La medicina di oggi è fatta anche di rapporti diplomatici e di terapie personalizzate. È la storia che ha coinvolto un bimbo ucraino a causa di una malattia molto grave del midollo osseo, l’aplasia midollare, che gli impediva di produrre i componenti fondamentali del sangue (globuli rossi, bianchi e piastrine). La vita del piccolo dipendeva da trasfusioni da tre anni, avendo ricevuto la diagnosi all’età di cinque.
Lo scoppio della guerra in Ucraina ha fatto in modo che il piccolo con la famiglia (la madre e la sorellina) arrivasse a Genova nel 2022, dove ha cominciato a ricevere le cure per la sua malattia e per un’epatite C cronica che stava aggredendo il suo fegato. Un quadro clinico complicato, che gli specialisti del Gaslini hanno affrontato con la clinica gastroenterologica del San Martino.
Prima di curare la malattia del midollo osseo del bimbo ucraino, era necessario eradicare l’epatite C
«Nel giugno 2022 ci ha contattato ospedale Gaslini per il trattamento dell’epatite cronica di questo bambino», ha raccontato Edoardo Giannini, direttore della clinica, «affetto da una rara forma di aplasia midollare che lo rendeva completamente dipendente dalle emotrasfusioni. Probabilmente è proprio da una trasfusione che ha contratto il virus, che di fatto non è presente in Italia a livello infantile. Per curare la sua malattia il bimbo necessitava di un trapianto di cellule staminali emopoietiche, ma il trattamento era possibile solo dopo aver eradicato l’epatite».

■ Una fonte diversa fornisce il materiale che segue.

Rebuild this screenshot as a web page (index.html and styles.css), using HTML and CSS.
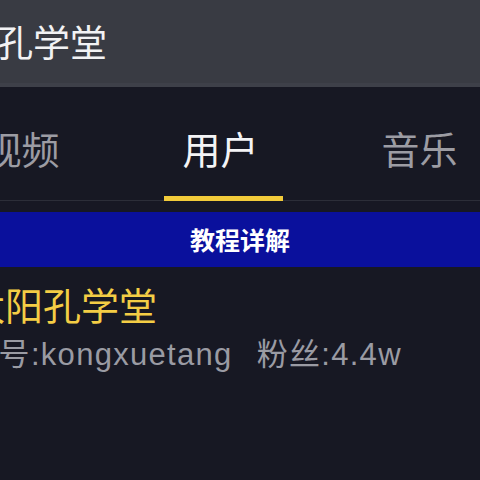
FILE: index.html
```html
<!DOCTYPE html>
<html lang="zh-CN">
<head>
    <meta charset="UTF-8">
    <meta name="viewport" content="width=device-width, initial-scale=1.0">
    <title>太阳孔学堂</title>
    <link rel="stylesheet" href="styles.css">
</head>
<body>
    <div class="topbar">
        <div class="title">太阳孔学堂</div>
    </div>

    <div class="tabs">
        <div class="tab">视频</div>
        <div class="tab active">用户</div>
        <div class="tab">音乐</div>
    </div>

    <div class="banner">教程详解</div>

    <div class="user">
        <div class="name">太阳孔学堂</div>
        <div class="meta">抖音号:kongxuetang<span class="fans">粉丝:4.4w</span></div>
    </div>
</body>
</html>
```

FILE: styles.css
```css
html, body {
    margin: 0;
    padding: 0;
}
body {
    width: 480px;
    height: 480px;
    overflow: hidden;
    background: #171823;
    font-family: "Noto Sans CJK SC", "Noto Sans", sans-serif;
}
.topbar {
    height: 83px;
    background: #393b43;
    border-bottom: 4px solid #3e4049;
    display: flex;
    align-items: center;
    overflow: hidden;
}
.title {
    font-size: 37px;
    color: #f2f2f4;
    white-space: nowrap;
    margin-left: -78px;
    margin-top: -2px;
}
.tabs {
    display: flex;
    margin-left: -78px;
    height: 113px;
    border-bottom: 1px solid #2c2e38;
}
.tab {
    width: 199px;
    flex: none;
    font-size: 38px;
    color: #9c9ca3;
    text-align: center;
    padding-top: 33px;
    box-sizing: border-box;
    position: relative;
}
.tab.active {
    color: #f4f4f6;
}
.tab.active::after {
    content: "";
    position: absolute;
    left: 43px;
    bottom: -1px;
    width: 119px;
    height: 5px;
    background: #f2cb3a;
}
.banner {
    margin-top: 11px;
    height: 55px;
    background: #0a109c;
    color: #ffffff;
    font-size: 25px;
    font-weight: bold;
    text-align: center;
    line-height: 55px;
}
.user {
    padding-top: 12px;
    white-space: nowrap;
}
.name {
    font-size: 38px;
    color: #f4cd45;
    margin-left: -33px;
    line-height: 50px;
}
.meta {
    font-family: "Liberation Sans", "Noto Sans CJK SC", sans-serif;
    font-size: 31px;
    letter-spacing: 1.3px;
    color: #9a9ba3;
    margin-left: -66px;
    margin-top: 6px;
    line-height: 40px;
}
.fans {
    margin-left: 24px;
}
```
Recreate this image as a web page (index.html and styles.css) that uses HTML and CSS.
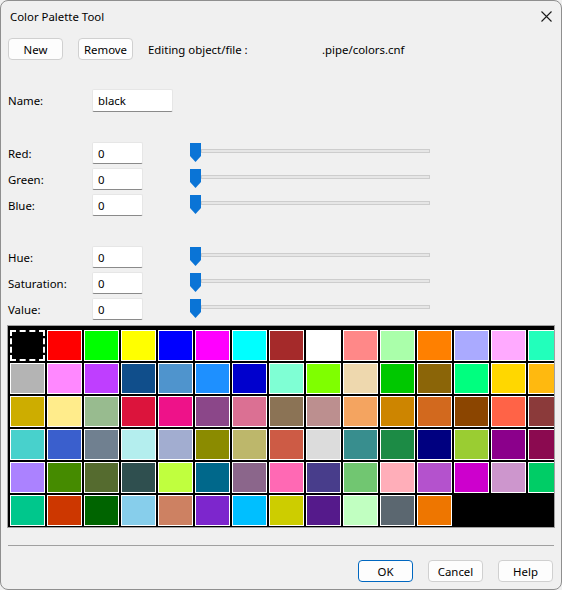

Fino a non molto tempo fa, l’epatite di tipo C era considerata una malattia non curabile. Prima del 2011 il trattamento si basava su un cocktail di farmaci che però creava numerosi effetti collaterali e si rivelava efficace solo nel 40-50% dei casi. Oggi i trattamenti sono diversi e con risultati migliori, tuttavia la disponibilità dei farmaci dipende dal genotipo del virus HCV in questione. Nel caso del bambino ucraino, il farmaco adeguato non era disponibile per il suo ceppo infettivo.
«In Italia esiste un accordo tra l’Aifa e la Gilead Sciences, l’azienda farmaceutica che lo produce, perché forniscano una certa quantità di un farmaco adatto per un diverso genotipo», ha spiegato Giannini, che in passato ha ricoperto il ruolo di segretario dell’Associazione italiana per lo studio del fegato. «Ho provveduto a contattare l’azienda chiedendo di fornire il farmaco a un prezzo simbolico, pressoché gratis, per tutta la durata del trattamento. E loro hanno accettato».
Giannini ha sostenuto per lungo tempo la battaglia per ottenere l’universalità delle cure per l’epatite C
«Trovo che questo caso rappresenti, al di fuori delle considerazioni relative alla provenienza geografica del bambino in un periodo così tragico, un bell’esempio di collaborazione tra i due Irccs, favoriti anche dal supporto disinteressato di privati», ha commentato Giannini. «Questo è stato un caso particolarmente complesso, se pensiamo che è piuttosto raro per noi trattare pazienti con epatite C in età infantile. Grazie al grande lavoro congiunto delle nostre équipe abbiamo donato a questo bambino una nuova vita».
Grazie al suo diretto interessamento, il bimbo ucraino ha così potuto sottoporsi alla terapia antivirale per circa tre mesi. Dopo un periodo di tempo analogo per i test di controllo, il Gaslini ha potuto constatare l’eradicazione completa dell’infezione e si è potuto procedere con il trapianto di cellule staminali ematopoietiche al Gaslini.
Dopo la distruzione delle cellule midollari del paziente, la procedura consiste nell’infondere per via endovenosa (in maniera del tutto simile a una normale trasfusione) di cellule staminali prelevate da un donatore compatibile. Queste cellule riescono a trovare da sole la strada per colonizzare la sede ossea di loro competenza e iniziare a produrre i normali elementi cellulari del sangue.
Il decorso post-trapianto è stato molto buono e il piccolo non ha presentato particolari tossicità, tanto che i medici del Gaslini hanno potuto sospendere la terapia immunosoppressiva a giugno di quest’anno. Il giovane paziente, d’ora in poi, potrà vivere una vita ordinaria come gli altri bambini di otto anni senza doversi più sottoporre a continue trasfusioni di sangue.